Rochesterville N.Y. Feb. 11th 1822
When, in the course of human events, it becomes necessary for a young man, like myself, to address a gentleman crowned with silver locks, and deeply versed in science, whose mind is enriched by a long course of successful experience, and whose whole life has been marked by extraordinary arts, he feels a degree of diffidence, not easily suppressed.
In writing this, sir, & feell confident I am addressing one who remembers that he has once been young;—that he has once been destitute of the great store of knowledge and experience he now possesses; and one who will look with an indulgent eye upon any juvenile or improper expression he may notice in the perusal.
While I rejoice at the erection of so vast an institution as the Central College, in our infant country, I am happy in reflecting that the care and conduct of it is entrusted to one who is richly worthy, and amply competent to discharge the duties of his trust with honor to himself and country.

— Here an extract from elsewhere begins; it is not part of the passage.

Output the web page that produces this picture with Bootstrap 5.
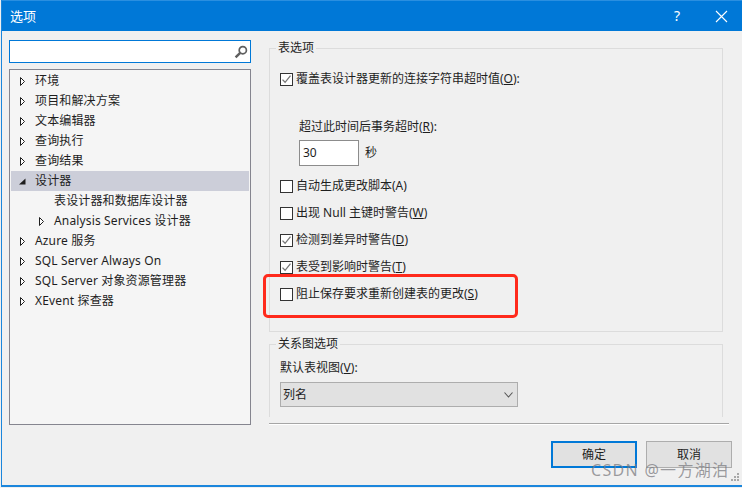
<!DOCTYPE html>
<html lang="zh">
<head>
<meta charset="utf-8">
<title>选项</title>
<link rel="stylesheet" href="https://cdn.jsdelivr.net/npm/bootstrap@5.3.0/dist/css/bootstrap.min.css">
<style>
html,body{width:742px;height:488px;overflow:hidden;background:#f0f0f0}
body{font:12px/16px "Noto Sans","Noto Sans CJK SC",sans-serif;color:#1e1e1e;position:relative}
.dlg{width:741px;height:487px;margin-left:1px;border:solid #1b86dc;border-width:0 0 2px 1px;background:#f0f0f0;position:relative}
.tbar{height:31px;background:#0078d7;color:#fff;padding:0 14px 0 8px;font-size:13px;border-top:1px solid #2a8fe0}
.tbar svg{display:block}
.qmark{font-size:14px;margin-right:35px}
.body-row{padding:9px 0 0 7px;gap:18px;height:394px}
.leftcol{width:242px;gap:6px}
.srch{height:23px;border:1px solid #0078d7;background:#fff;padding-right:2px}
.tree{height:356px;border:1px solid #85858f;background:#f5f5f5;padding:1px;list-style:none;margin:0}
.tree li{height:20px;padding-left:8px;gap:9px;white-space:nowrap;letter-spacing:.15px}
.tree li.sel{background:#ccced9}
.tree li.lv1{padding-left:27px}
.tree li.lv1b{padding-left:43px}
.ind{width:7px;height:11px;flex:none}
.rightcol{width:454px}
fieldset.grp{border:1px solid #dcdcdc;padding:0 10px;margin:0;min-width:0}
fieldset.grp legend{float:none;width:auto;font-size:12px;line-height:16px;margin:0 0 0 -4px;padding:0 2px}
.g1{height:292px}
.g2{height:81px;border-bottom:0!important;margin-top:4px!important}
.ck{display:flex;align-items:center;gap:3px;height:16px;white-space:nowrap}
.ck input.form-check-input{width:13px;height:13px;margin:0;border:1px solid #333;border-radius:0;background-color:#fff;flex:none;box-shadow:none}
.ck input.form-check-input:checked{background-color:#fff;border-color:#333;background-size:11px 11px;background-image:url("data:image/svg+xml,%3csvg xmlns='http://www.w3.org/2000/svg' viewBox='0 0 11 11'%3e%3cpath fill='none' stroke='%23777' stroke-width='1.3' d='M1.5 5.6l2.6 2.7 5.4-6.6'/%3e%3c/svg%3e")}
.c1{margin-top:15px}.c2{margin-top:12px}.c3{margin-top:11px}
.lbl{margin:32px 0 5px 19px}
.numrow{margin-left:19px;gap:6px;height:26px}
.num{width:60px;height:26px;border:1px solid #8c8c8c;background:#fff;padding:0 3px;font-size:12px;line-height:24px}
.sel2lbl{margin:8px 0 6px 0}
.combo{width:238px;height:25px;border:1px solid #adadad;background:#e1e1e1;padding:0 4px 0 2px}
.sep{width:460px;height:2px;background:#a6a6a6;border-bottom:1px solid #fff;margin-top:6px}
.foot{gap:9px;padding:16px 10px 0 0;width:100%}
.dbtn{width:86px;height:27px;background:#e1e1e1;border:1px solid #adadad;border-radius:0;font-size:12px;line-height:16px;color:#1e1e1e;padding:0}
.dbtn.pri{border:2px solid #0078d7}
.redbox{position:absolute;left:263px;top:274px;width:255px;height:44px;border:3px solid #ff2a1c;border-radius:5px}
.wm{position:absolute;left:591px;top:460px;font-size:16px;line-height:20px;color:rgba(120,120,125,.72);letter-spacing:1.3px;white-space:nowrap}
.grip{position:absolute;right:2px;bottom:3px}
u{text-underline-offset:1px}
</style>
</head>
<body>
<div class="dlg">
  <div class="tbar d-flex align-items-center justify-content-between">
    <span>选项</span>
    <div class="d-flex align-items-center">
      <span class="qmark">?</span>
      <svg width="13" height="13" viewBox="0 0 13 13"><path d="M1 1l11 11M12 1L1 12" stroke="#fff" stroke-width="1.1" fill="none"/></svg>
    </div>
  </div>
  <div class="body-row d-flex">
    <div class="leftcol d-flex flex-column">
      <div class="srch d-flex align-items-center justify-content-end">
        <svg width="14" height="14" viewBox="0 0 14 14"><circle cx="8.800" cy="5.200" r="3.600" fill="none" stroke="#5f5f5f" stroke-width="1.700"/><path d="M6.200 7.800L1.600 12.400" stroke="#5f5f5f" stroke-width="2.400"/></svg>
      </div>
      <ul class="tree">
        <li class="d-flex align-items-center"><svg class="ind" viewBox="0 0 7 11"><path d="M1.500 1.500l4 4-4 4z" fill="#fff" stroke="#1e1e1e"/></svg>环境</li>
        <li class="d-flex align-items-center"><svg class="ind" viewBox="0 0 7 11"><path d="M1.500 1.500l4 4-4 4z" fill="#fff" stroke="#1e1e1e"/></svg>项目和解决方案</li>
        <li class="d-flex align-items-center"><svg class="ind" viewBox="0 0 7 11"><path d="M1.500 1.500l4 4-4 4z" fill="#fff" stroke="#1e1e1e"/></svg>文本编辑器</li>
        <li class="d-flex align-items-center"><svg class="ind" viewBox="0 0 7 11"><path d="M1.500 1.500l4 4-4 4z" fill="#fff" stroke="#1e1e1e"/></svg>查询执行</li>
        <li class="d-flex align-items-center"><svg class="ind" viewBox="0 0 7 11"><path d="M1.500 1.500l4 4-4 4z" fill="#fff" stroke="#1e1e1e"/></svg>查询结果</li>
        <li class="sel d-flex align-items-center"><svg class="ind" viewBox="0 0 7 11"><path d="M0 8.500L6.500 2.500v6z" fill="#1e1e1e"/></svg>设计器</li>
        <li class="lv1b d-flex align-items-center">表设计器和数据库设计器</li>
        <li class="lv1 d-flex align-items-center"><svg class="ind" viewBox="0 0 7 11"><path d="M1.500 1.500l4 4-4 4z" fill="#fff" stroke="#1e1e1e"/></svg>Analysis Services 设计器</li>
        <li class="d-flex align-items-center"><svg class="ind" viewBox="0 0 7 11"><path d="M1.500 1.500l4 4-4 4z" fill="#fff" stroke="#1e1e1e"/></svg>Azure 服务</li>
        <li class="d-flex align-items-center"><svg class="ind" viewBox="0 0 7 11"><path d="M1.500 1.500l4 4-4 4z" fill="#fff" stroke="#1e1e1e"/></svg>SQL Server Always On</li>
        <li class="d-flex align-items-center"><svg class="ind" viewBox="0 0 7 11"><path d="M1.500 1.500l4 4-4 4z" fill="#fff" stroke="#1e1e1e"/></svg>SQL Server 对象资源管理器</li>
        <li class="d-flex align-items-center"><svg class="ind" viewBox="0 0 7 11"><path d="M1.500 1.500l4 4-4 4z" fill="#fff" stroke="#1e1e1e"/></svg>XEvent 探查器</li>
      </ul>
    </div>
    <div class="rightcol d-flex flex-column">
      <fieldset class="grp g1">
        <legend>表选项</legend>
        <label class="ck c1"><input class="form-check-input" type="checkbox" checked><span>覆盖表设计器更新的连接字符串超时值(<u>O</u>):</span></label>
        <div class="lbl">超过此时间后事务超时(<u>R</u>):</div>
        <div class="numrow d-flex align-items-center"><div class="num">30</div><span>秒</span></div>
        <label class="ck c2"><input class="form-check-input" type="checkbox"><span>自动生成更改脚本(A)</span></label>
        <label class="ck c3"><input class="form-check-input" type="checkbox"><span>出现 Null 主键时警告(<u>W</u>)</span></label>
        <label class="ck c3"><input class="form-check-input" type="checkbox" checked><span>检测到差异时警告(<u>D</u>)</span></label>
        <label class="ck c3"><input class="form-check-input" type="checkbox" checked><span>表受到影响时警告(<u>T</u>)</span></label>
        <label class="ck c3"><input class="form-check-input" type="checkbox"><span>阻止保存要求重新创建表的更改(<u>S</u>)</span></label>
      </fieldset>
      <fieldset class="grp g2">
        <legend>关系图选项</legend>
        <div class="sel2lbl">默认表视图(<u>V</u>):</div>
        <div class="combo d-flex align-items-center justify-content-between">
          <span>列名</span>
          <svg width="9" height="6" viewBox="0 0 9 6"><path d="M.5.5L4.500 5 8.500.5" fill="none" stroke="#555" stroke-width="1.100"/></svg>
        </div>
      </fieldset>
      <div class="sep"></div>
    </div>
  </div>
  <div class="foot d-flex justify-content-end">
    <button type="button" class="btn dbtn pri">确定</button>
    <button type="button" class="btn dbtn">取消</button>
  </div>
  <svg class="grip" width="10" height="10" viewBox="0 0 10 10" fill="#a8a8a8"><rect x="7" y="1" width="2" height="2"/><rect x="4" y="4" width="2" height="2"/><rect x="7" y="4" width="2" height="2"/><rect x="1" y="7" width="2" height="2"/><rect x="4" y="7" width="2" height="2"/><rect x="7" y="7" width="2" height="2"/></svg>
</div>
<div class="redbox"></div>
<div class="wm">CSDN @一方湖泊</div>
<script src="https://cdn.jsdelivr.net/npm/bootstrap@5.3.0/dist/js/bootstrap.bundle.min.js"></script>
</body>
</html>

I have sir, during several years, been entrusted with the care and education of youth. I have instructed, principally, in Geography, Astronomy, and Mathematicks; in Saratoga Springs, Albany, NewYork, and Pittsfield & Worcester Mass. Several Gentlemen of your acquaintance, sir, have advised me to seek a situation in the Central College; and I have, at length, consented to address a line to you on the subject. I can probably present as good paper as any Gentleman can ask, and besides, I am willing to recommend myself, by undergoing a thorough examination. If you have not selected a person to instruct in the above mentioned branches, I would thank you to do me the honor of writing. I wish to the informed when the College will commence its operations, and what salary will be given to a gentleman capable of instructing, with propriety in those branches. I am well acquainted with the projection of Maps, and can produce spinners, not to be excelled, except by copper plate.